Hay en todos sus temarios canciones extraordinarias, generalmente diseminadas en álbumes excesivos, inabarcables e irremediablemente destinados a la irregularidad. Proyectos como los de Ariel Pink, Memory Tapes, Part Time o John Maus. Incluso los de propuestas orientadas a un pop formalmente más clásico, como Mac DeMarco, Connan Mockasin o Jimmy Whispers. Este último ni siquiera había oído hablar de Adam Green cuando le entrevistamos, un dato ya de por sí bastante significativo acerca de hasta dónde se remontan sus referentes.

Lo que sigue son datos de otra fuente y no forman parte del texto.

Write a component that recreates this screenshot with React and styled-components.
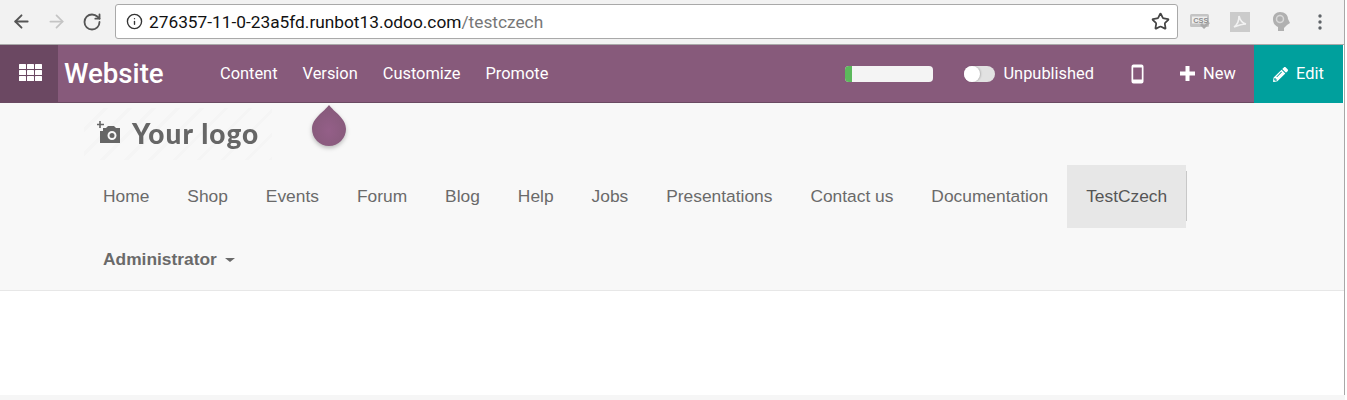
import React from 'react';
import styled, { createGlobalStyle } from 'styled-components';
import { ArrowLeft, ArrowRight, RotateCw, Info, Star } from 'lucide-react';
import { FaPencilAlt } from 'react-icons/fa';

const Global = createGlobalStyle`
  html, body { margin: 0; padding: 0; background: #fff; overflow: hidden; }
  * { box-sizing: border-box; }
`;

const Page = styled.div`
  width: 1347px;
  height: 400px;
  display: flex;
  flex-direction: column;
  background: #fff;
`;
const Window = styled.div`
  width: 1345px;
  height: 395px;
  border-right: 1px solid #a8a8a8;
  display: flex;
  flex-direction: column;
  background: #fff;
`;
const BottomStrip = styled.div`
  width: 1345px;
  height: 5px;
  background: #f6f6f6;
`;
const BrowserBar = styled.div`
  height: 45px;
  background: #f2f2f2;
  border-bottom: 1px solid #a9a9a9;
  display: flex;
  align-items: center;
  padding: 0 12px 1px 0;
  flex-shrink: 0;
`;
const NavButtons = styled.div`
  width: 115px;
  display: flex;
  align-items: center;
  gap: 14px;
  padding-left: 11px;
  color: #555;
  & > svg:last-child { margin-left: 1px; }
`;
const AddressBar = styled.div`
  width: 1063px;
  height: 35px;
  background: #fff;
  border: 1px solid #a9a9a9;
  border-radius: 3px;
  display: flex;
  align-items: center;
  padding: 0 7px 0 10px;
  color: #333;
`;
const Url = styled.span`
  flex: 1;
  margin-left: 6px;
  font: 400 17.3px/20px Roboto, sans-serif;
  color: #111;
  white-space: nowrap;
`;
const UrlPath = styled.span`
  color: #777;
`;
const Extensions = styled.div`
  flex: 1;
  display: flex;
  align-items: center;
  gap: 14px;
  padding-left: 12px;
`;
const Ext = styled.svg`
  flex-shrink: 0;
  display: block;
  margin-left: ${p => p.$ml || 0}px;
`;
const BadgeText = styled.text`
  font: 700 7.5px "Liberation Sans", sans-serif;
  fill: #8f8f8f;
`;

const Navbar = styled.div`
  height: 58px;
  flex-shrink: 0;
  margin-right: 1px;
  background: #875a7b;
  border-bottom: 1px solid #6a4a62;
  display: flex;
  align-items: center;
  color: #fff;
  font: 400 16.4px/20px Roboto, sans-serif;
`;
const AppsButton = styled.div`
  width: 58px;
  height: 100%;
  background: #6b4862;
  display: flex;
  align-items: center;
  justify-content: center;
  padding: 0 0 3px 3px;
`;
const Brand = styled.div`
  font: 500 27.7px/34px Roboto, sans-serif;
  margin-left: 6px;
  width: 156px;
`;
const Menu = styled.div`
  display: flex;
  gap: 25px;
  flex: 1;
`;
const Progress = styled.div`
  width: 88px;
  height: 16px;
  background: #f4f4f4;
  border-radius: 4px;
  overflow: hidden;
  margin-right: 31px;
`;
const ProgressFill = styled.div`
  height: 100%;
  background: #5cb85c;
`;
const Toggle = styled.div`
  width: 31px;
  height: 16px;
  border-radius: 8px;
  background: #e2e2e2;
  position: relative;
  margin-right: 8px;
`;
const Knob = styled.div`
  position: absolute;
  left: 0;
  top: 0;
  width: 16px;
  height: 16px;
  border-radius: 50%;
  background: #fff;
  box-shadow: 1px 0 2px rgba(0, 0, 0, 0.2);
`;
const Label = styled.span`
  margin-right: 37px;
`;
const PhoneIcon = styled.svg`
  margin-right: 36px;
  display: block;
`;
const NewButton = styled.div`
  display: flex;
  align-items: center;
  gap: 8px;
  width: 74px;
`;
const EditButton = styled.div`
  width: 89px;
  height: 58px;
  margin-bottom: -1px;
  background: #00a09d;
  display: flex;
  align-items: center;
  gap: 8px;
  padding-left: 19px;
`;

const Header = styled.header`
  height: 188px;
  flex-shrink: 0;
  background: #f8f8f8;
  border-bottom: 1px solid #e7e7e7;
  padding-left: 84px;
`;
const LogoRow = styled.div`
  height: 62px;
  display: flex;
  align-items: flex-start;
`;
const Logo = styled.div`
  width: 188px;
  height: 52px;
  margin-top: 5px;
  display: flex;
  align-items: center;
  padding: 0 0 3px 13px;
  gap: 11px;
  color: #666;
  background: repeating-linear-gradient(135deg, #f8f8f8 0 14px, #f5f5f5 14px 17px);
`;
const LogoText = styled.span`
  font: 900 28px/32px Lato, sans-serif;
  letter-spacing: 1.05px;
  filter: blur(0.4px);
  white-space: nowrap;
`;
const Droplet = styled.svg`
  margin: 1px 0 0 39px;
  display: block;
  filter: drop-shadow(0 2px 2px rgba(0, 0, 0, 0.25));
`;
const Nav = styled.nav`
  display: flex;
  flex-wrap: wrap;
  width: 1160px;
`;
const NavItem = styled.a`
  position: relative;
  height: 63px;
  padding: 0 19px 2px;
  display: flex;
  align-items: center;
  gap: 8px;
  font: ${p => (p.$bold ? 700 : 400)} 17.36px/22px "Liberation Sans", sans-serif;
  color: ${p => (p.$active ? '#555' : '#6a6a6a')};
  background: ${p => (p.$active ? '#e7e7e7' : 'transparent')};
  ${p => p.$active && `
    &::after {
      content: '';
      position: absolute;
      right: -1px;
      top: 6px;
      bottom: 7px;
      width: 1px;
      background: #c8c8c8;
    }
  `}
`;
const Caret = styled.span`
  width: 0;
  height: 0;
  border-left: 5px solid transparent;
  border-right: 5px solid transparent;
  border-top: 4px solid #6a6a6a;
  margin-top: 2px;
`;

const items = ['Home', 'Shop', 'Events', 'Forum', 'Blog', 'Help', 'Jobs', 'Presentations', 'Contact us', 'Documentation'];
const gridCells = [0, 1, 2].flatMap(r => [0, 1, 2].map(c => [c * 8, r * 6]));

export default function App() {
  return (
    <Page>
      <Global />
      <Window>
        <BrowserBar>
          <NavButtons>
            <ArrowLeft size={21} strokeWidth={2.2} />
            <ArrowRight size={21} strokeWidth={2} color="#c4c4c4" />
            <RotateCw size={20} strokeWidth={2.2} />
          </NavButtons>
          <AddressBar>
            <Info size={17} strokeWidth={1.9} />
            <Url>276357-11-0-23a5fd.runbot13.odoo.com<UrlPath>/testczech</UrlPath></Url>
            <Star size={19} strokeWidth={2.2} color="#444" />
          </AddressBar>
          <Extensions>
            <Ext width="20" height="20" viewBox="0 0 20 20">
              <rect x="0" y="2" width="19" height="13" rx="1.5" fill="#c4c4c4" />
              <rect x="2" y="4.500" width="15" height="7" fill="#eee" />
              <BadgeText x="3.200" y="10.700">CSS</BadgeText>
              <path d="M10 13l4 4 6-6-2-1-4 3-2-2z" fill="#aaa" />
            </Ext>
            <Ext width="20" height="20" viewBox="0 0 20 20" $ml={6}>
              <rect width="20" height="20" fill="#cbcbcb" />
              <path d="M4 15c3-2 5-6 5-11 1 4 3 7 7 8-4 0-7 1-12 3z" fill="none" stroke="#f2f2f2" strokeWidth="1.6" />
            </Ext>
            <Ext width="20" height="22" viewBox="0 0 20 22" $ml={7}>
              <path d="M9 1c5 0 8 3 8 7l2 4-3 2-3 3v3H7v-4C3 14 2 11 2 8c0-4 3-7 7-7z" fill="#b0b0b0" />
              <circle cx="9" cy="8" r="3.500" fill="none" stroke="#d8d8d8" strokeWidth="1.5" />
            </Ext>
            <Ext width="6" height="18" viewBox="0 0 6 18" $ml={12}>
              <circle cx="3" cy="3" r="1.700" fill="#5f6368" />
              <circle cx="3" cy="9" r="1.700" fill="#5f6368" />
              <circle cx="3" cy="15" r="1.700" fill="#5f6368" />
            </Ext>
          </Extensions>
        </BrowserBar>
        <Navbar>
          <AppsButton>
            <svg width="23" height="17" viewBox="0 0 23 17">
              {gridCells.map(([x, y]) => <rect key={`${x}-${y}`} x={x} y={y} width="7" height="5" rx="0.5" fill="#fff" />)}
            </svg>
          </AppsButton>
          <Brand>Website</Brand>
          <Menu>
            <span>Content</span>
            <span>Version</span>
            <span>Customize</span>
            <span>Promote</span>
          </Menu>
          <Progress><ProgressFill style={{ width: '7%' }} /></Progress>
          <Toggle><Knob /></Toggle>
          <Label>Unpublished</Label>
          <PhoneIcon width="13" height="20" viewBox="0 0 13 20">
            <path fillRule="evenodd" d="M2.500 0.500h8a2 2 0 012 2v15a2 2 0 01-2 2h-8a2 2 0 01-2-2v-15a2 2 0 012-2zm-0.300 3v12h8.600v-12H2.200z" fill="#fff" />
          </PhoneIcon>
          <NewButton>
            <svg width="15" height="15" viewBox="0 0 15 15">
              <path d="M5.500 0h4v5.500H15v4H9.500V15h-4V9.500H0v-4h5.500z" fill="#fff" />
            </svg>
            New
          </NewButton>
          <EditButton><FaPencilAlt size={15} />Edit</EditButton>
        </Navbar>
        <Header>
          <LogoRow>
            <Logo>
              <svg width="24" height="24" viewBox="0 0 24 24">
                <path fillRule="evenodd" d="M6 7h3l2-2h6l2 2h4v15H3V10h3zm9 3a4.500 4.500 0 100 9 4.500 4.500 0 000-9zm0 2a2.500 2.500 0 110 5 2.500 2.500 0 010-5z" fill="#666" />
                <path d="M3 0v7M0 3.500h7" stroke="#666" strokeWidth="1.6" />
              </svg>
              <LogoText>Your logo</LogoText>
            </Logo>
            <Droplet width="36" height="44" viewBox="0 0 36 44">
              <defs>
                <radialGradient id="drop" cx="50%" cy="62%" r="55%">
                  <stop offset="0%" stopColor="#945f88" />
                  <stop offset="100%" stopColor="#875a7b" />
                </radialGradient>
              </defs>
              <path d="M18 1C23 8 35 14 35 25a17 17 0 01-34 0C1 14 13 8 18 1z" fill="url(#drop)" />
            </Droplet>
          </LogoRow>
          <Nav>
            {items.map(i => <NavItem key={i}>{i}</NavItem>)}
            <NavItem $active>TestCzech</NavItem>
            <NavItem $bold>Administrator<Caret /></NavItem>
          </Nav>
        </Header>
      </Window>
      <BottomStrip />
    </Page>
  );
}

Lo mismo podríamos decir de Kitty, Daisy & Lewis. De Imelda May. De cualquiera de esas bandas de jovenzuelos que se dedique a recrear los sonidos del rock and roll de los años 40 o 50, en sus acepciones más tradicionales. Aunque son, sin duda, aquellos que rebuscan-con mayor o menor brillantez-en el arcón de las delicias shoegaze o dream pop de hace más de dos décadas quienes suelen  justificar con mayor frecuencia el recurso a la añoranza por lo no vivido a la hora de calificarles. Los asombrosos Ashrae Fax, por ejemplo, representan desde Carolina del Norte la mejor forma de escuchar a los Cocteau Twins en pleno 2015, sin tener que desempolvar los viejos discos de Liz Fraser y compañía. Y lo cierto es que deslumbran. Quizá porque la nostalgia tampoco necesita ser ya lo que era.